05 April 2020

Notes from a pandemic: Not a time to jump into science communication

I’m seeing a few people bemoaning the lack of science outreach from professional scientists during this COVIC-19 pandemic. Efra Rivera-Serrano wrote:

Still amazes me that some principal investigators (PIs) and leaders can write whole pages on their grants proposing “outreach activities” but haven’t moved a finger to educate the public when it is mostly needed.

Jen Heemstra chimed in:

Science faculty, part of our job is teaching science. What better time than now to share our science knowledge with everyone? Even better, support students and postdocs who want to learn and participate in #SciComm!

I love me some science communication, but I worry. Something we have seen repeatedly during this pandemic is that very smart people, but who are not experts or have any practical experience, in epidemiology, public health, or modelling, think they have something worthwhile to contribute. And they make some model or prediction or say something else that is badly flawed.

As a personal example, I was in a meeting Friday where one of my colleagues opined that COVID-19 probably wouldn’t too bad in South Texas because of our geographic isolation. That wasn’t a crazy thing to say, but it was said, perhaps, from a limited point of view. An article the next day indicated that was not a good prediction.
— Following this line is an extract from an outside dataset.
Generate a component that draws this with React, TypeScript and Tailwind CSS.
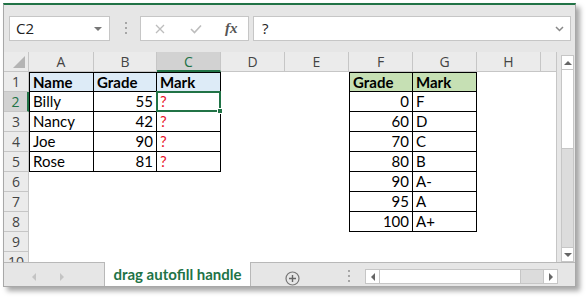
import React from 'react';

const cols = ['A', 'B', 'C', 'D', 'E', 'F', 'G', 'H', ''];

type Cell = { t: string; right?: boolean; bold?: boolean; bg?: string; red?: boolean };

const data: Record<string, Cell> = {
  A1: { t: 'Name', bold: true, bg: 'bg-[#ddebf7]' },
  B1: { t: 'Grade', bold: true, bg: 'bg-[#ddebf7]' },
  C1: { t: 'Mark', bold: true, bg: 'bg-[#ddebf7]' },
  A2: { t: 'Billy' }, B2: { t: '55', right: true }, C2: { t: '?', red: true },
  A3: { t: 'Nancy' }, B3: { t: '42', right: true }, C3: { t: '?', red: true },
  A4: { t: 'Joe' }, B4: { t: '90', right: true }, C4: { t: '?', red: true },
  A5: { t: 'Rose' }, B5: { t: '81', right: true }, C5: { t: '?', red: true },
  F1: { t: 'Grade', bold: true, bg: 'bg-[#c6e0b4]' },
  G1: { t: 'Mark', bold: true, bg: 'bg-[#c6e0b4]' },
  F2: { t: '0', right: true }, G2: { t: 'F' },
  F3: { t: '60', right: true }, G3: { t: 'D' },
  F4: { t: '70', right: true }, G4: { t: 'C' },
  F5: { t: '80', right: true }, G5: { t: 'B' },
  F6: { t: '90', right: true }, G6: { t: 'A-' },
  F7: { t: '95', right: true }, G7: { t: 'A' },
  F8: { t: '100', right: true }, G8: { t: 'A+' },
};

// cells inside a bordered block, and which edges need their own line
function blockBorders(col: string, row: number): string {
  const inLeft = ['A', 'B', 'C'].includes(col) && row <= 5;
  const inRight = ['F', 'G'].includes(col) && row <= 8;
  if (!inLeft && !inRight) return '';
  let c = 'border-black border-r border-b';
  if (row === 1) c += ' border-t';
  if (col === 'A' || col === 'F') c += ' border-l';
  return c;
}

function Grid() {
  const rows = [1, 2, 3, 4, 5, 6, 7, 8, 9, 10];
  return (
    <div className="grid w-[553px] grid-cols-[25px_65px_63px_64px_64px_64px_64px_64px_64px_16px] auto-rows-[20px] overflow-hidden h-[210px] font-['Lato',sans-serif] text-[15px]">
      {/* header row */}
      <div className="relative bg-[#ebebeb] border-r border-b border-[#c6c6c6]">
        <div className="absolute right-[3px] bottom-[3px] w-0 h-0 border-l-[12px] border-l-transparent border-b-[12px] border-b-[#b4b4b4]" />
      </div>
      {cols.map((c, i) => (
        <div
          key={'h' + i}
          className={
            c === 'C'
              ? 'flex items-center justify-center bg-[#d2d2d2] border-r border-[#c6c6c6] border-b-2 border-b-[#217346] text-[#217346] font-["Open_Sans",sans-serif] text-[14px]'
              : 'flex items-center justify-center bg-[#ebebeb] border-r border-b border-[#c6c6c6] text-[#444] font-["Open_Sans",sans-serif] text-[14px]'
          }
        >
          {c}
        </div>
      ))}
      {rows.map((r) => (
        <React.Fragment key={r}>
          <div
            className={
              r === 2
                ? 'flex items-center justify-center bg-[#d2d2d2] border-b border-[#c6c6c6] border-r-2 border-r-[#217346] text-[#217346] font-["Open_Sans",sans-serif] text-[14px]'
                : 'flex items-center justify-center bg-[#ebebeb] border-r border-b border-[#c6c6c6] text-[#444] font-["Open_Sans",sans-serif] text-[14px]'
            }
          >
            {r}
          </div>
          {cols.map((c, i) => {
            const key = c + r;
            const cell = c ? data[key] : undefined;
            const isLast = i === cols.length - 1;
            return (
              <div
                key={key + i}
                className={[
                  'relative flex items-center px-[3px] whitespace-nowrap',
                  key === 'C2' ? 'z-10' : '',
                  cell?.right ? 'justify-end' : 'justify-start',
                  cell?.bold ? 'font-bold' : '',
                  cell?.bg ?? 'bg-white',
                  cell?.red ? 'text-[#e8152b]' : 'text-black',
                  blockBorders(c, r),
                  isLast ? 'border-r border-[#c6c6c6]' : '',
                ].join(' ')}
              >
                {cell?.t}
                {key === 'C2' && (
                  <>
                    <div className="absolute -left-px -top-px -right-px -bottom-px border-2 border-[#217346]" />
                    <div className="absolute -right-[3px] -bottom-[3px] w-[6px] h-[6px] bg-[#217346] border border-white" />
                  </>
                )}
              </div>
            );
          })}
        </React.Fragment>
      ))}
    </div>
  );
}

function Tri({ dir, color = '#666' }: { dir: 'up' | 'down' | 'left' | 'right'; color?: string }) {
  const pts = {
    up: '0,5 4,1 8,5',
    down: '0,1 4,5 8,1',
    left: '5,0 1,4 5,8',
    right: '1,0 5,4 1,8',
  }[dir];
  const vert = dir === 'up' || dir === 'down';
  return (
    <svg width={vert ? 8 : 6} height={vert ? 6 : 8} viewBox={vert ? '0 0 8 6' : '0 0 6 8'}>
      <polygon points={pts} fill={color} />
    </svg>
  );
}

function Dots() {
  return (
    <div className="flex flex-col gap-[3px]">
      <div className="w-[2px] h-[2px] bg-[#a6a6a6]" />
      <div className="w-[2px] h-[2px] bg-[#a6a6a6]" />
      <div className="w-[2px] h-[2px] bg-[#a6a6a6]" />
    </div>
  );
}

export default function App() {
  return (
    <div className="w-[586px] h-[297px] bg-white pt-[3px] pl-[3px]">
      <div className="flex flex-col w-[573px] h-[284px] border border-[#a8a8a8] border-t-2 border-t-[#217346] bg-[#e6e6e6] shadow-[4px_4px_5px_rgba(0,0,0,0.35)] overflow-hidden">
        {/* formula bar */}
        <div className="flex items-start h-[47px] shrink-0 pt-[11px] pl-[5px] font-['Open_Sans',sans-serif]">
          <div className="flex items-center justify-between w-[101px] h-[25px] bg-white border border-[#c6c6c6] pl-[6px] pr-[7px] text-[15px] text-[#222]">
            <span>C2</span>
            <Tri dir="down" color="#777" />
          </div>
          <div className="ml-[15px] mt-[6px]">
            <Dots />
          </div>
          <div className="ml-[13px] flex items-center w-[109px] h-[25px] bg-white border border-[#c6c6c6]">
            <svg width="10" height="10" viewBox="0 0 10 10" className="ml-[14px]">
              <path d="M1 1L9 9M9 1L1 9" stroke="#bdbdbd" strokeWidth="1.3" />
            </svg>
            <svg width="12" height="10" viewBox="0 0 12 10" className="ml-[25px]">
              <path d="M1 5L4.5 8.5L11 1.5" stroke="#bdbdbd" strokeWidth="1.6" fill="none" />
            </svg>
            <span className="ml-[23px] font-['Liberation_Serif',serif] italic font-bold text-[15px] text-[#555]">fx</span>
          </div>
          <div className="ml-[4px] flex items-center justify-between w-[318px] h-[25px] bg-white border border-[#c6c6c6] pl-[8px] pr-[6px] text-[15px] text-[#222]">
            <span>?</span>
            <svg width="9" height="6" viewBox="0 0 9 6">
              <path d="M1 1L4.5 4.5L8 1" stroke="#888" strokeWidth="1.5" fill="none" />
            </svg>
          </div>
        </div>

        {/* grid + vertical scrollbar */}
        <div className="flex h-[210px] shrink-0">
          <Grid />
          <div className="flex-1 pt-[3px] pl-[4px] pr-[1px] flex flex-col">
            <div className="flex-1 flex flex-col bg-[#dcdcdc] border border-[#c6c6c6]">
              <div className="h-[14px] flex items-center justify-center bg-white border-b border-[#c6c6c6]">
                <Tri dir="up" color="#666" />
              </div>
              <div className="h-[79px] bg-white border-b border-[#c6c6c6]" />
              <div className="flex-1" />
              <div className="h-[14px] flex items-center justify-center bg-white border-t border-[#c6c6c6]">
                <Tri dir="down" color="#666" />
              </div>
            </div>
          </div>
        </div>

        {/* sheet tabs */}
        <div className="flex flex-1">
          <div className="w-[100px] border-t border-[#b8b8b8] flex items-start pt-[10px] pl-[27px] gap-[22px]">
            <Tri dir="left" color="#c4c4c4" />
            <Tri dir="right" color="#c4c4c4" />
          </div>
          <div className="w-[147px] bg-white border-l border-r border-[#b8b8b8] flex flex-col">
            <div className="flex-1 flex items-center justify-center font-['Lato',sans-serif] font-bold text-[15px] text-[#217346] pt-[1px]">
              drag autofill handle
            </div>
            <div className="h-[2px] bg-[#217346] mb-[1px]" />
          </div>
          <div className="flex-1 border-t border-[#b8b8b8] flex items-start">
            <svg width="15" height="15" viewBox="0 0 15 15" className="ml-[34px] mt-[8px]">
              <circle cx="7.5" cy="7.5" r="6.5" stroke="#777" strokeWidth="1.2" fill="none" />
              <path d="M7.5 4V11M4 7.5H11" stroke="#666" strokeWidth="1.4" />
            </svg>
            <div className="ml-[48px] mt-[7px]">
              <Dots />
            </div>
            <div className="ml-[15px] mt-[6px] flex w-[193px] h-[15px] bg-[#dcdcdc] border border-[#c6c6c6]">
              <div className="w-[14px] flex items-center justify-center bg-white border-r border-[#c6c6c6]">
                <Tri dir="left" color="#666" />
              </div>
              <div className="w-[141px] bg-white border-r border-[#c6c6c6]" />
              <div className="flex-1" />
              <div className="w-[14px] flex items-center justify-center bg-white border-l border-[#c6c6c6]">
                <Tri dir="right" color="#666" />
              </div>
            </div>
          </div>
        </div>
      </div>
    </div>
  );
}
Culture matters.

(Local health authorities) have begun to notice something else particular to South Texas: strong family ties are exacerbating the virus’ spread.

“We have large households and these large households, they like to visit with other members of their family,” (Dr. Emily Prot, regional medical director of the Texas Department of State Health Services’ Region 11) said.

That needs to stop, she explained.

“We need to really avoid that and stay within one single household. So, no visiting tias, tios. No visiting the mother-in-law. That has to stop. We’re seeing too much spread right now within those family groups,” Prot said.

Prot hammered home the point, adding, “Those interactions are leading to more spread and we’re seeing that at a regional level.”

The Valley as a whole is at higher risk for seeing patients needing acute critical care, or who experience serious complications from the virus, Prot said.

“Well, we have more rates of diabetes in our region, and most of them (deaths caused by COVID-19) are due to older age, but we also had in Laredo, one of the deaths was in his 40s,” she said.

We need people with relevant expertise to provide that information. But I am deeply worried about people deciding, “I need to do science communication!” when do not have the relevant expertise, are unpracticed or untrained in communication (or both).

I would like all scientists, especially science communication novices, if their planned science communication in the time of COVID-19 passes the Craig Ferguson test for science communication.

Does this need to be said?  Does this need to be said by me?  Does this need to be said by me now?

The three things you must always ask yourself before you say anything:
Does this need to be said?
Does this need to be said by me?
Does this need to be said by me now?
Three fuckin’ marriages it took me to learn that.

(From Does This Need to Be Said? Epix, 2011)

Or, as I put it when I was curating the @IAmSciComm account, “When it's not your area of expertise, shut the hell up.”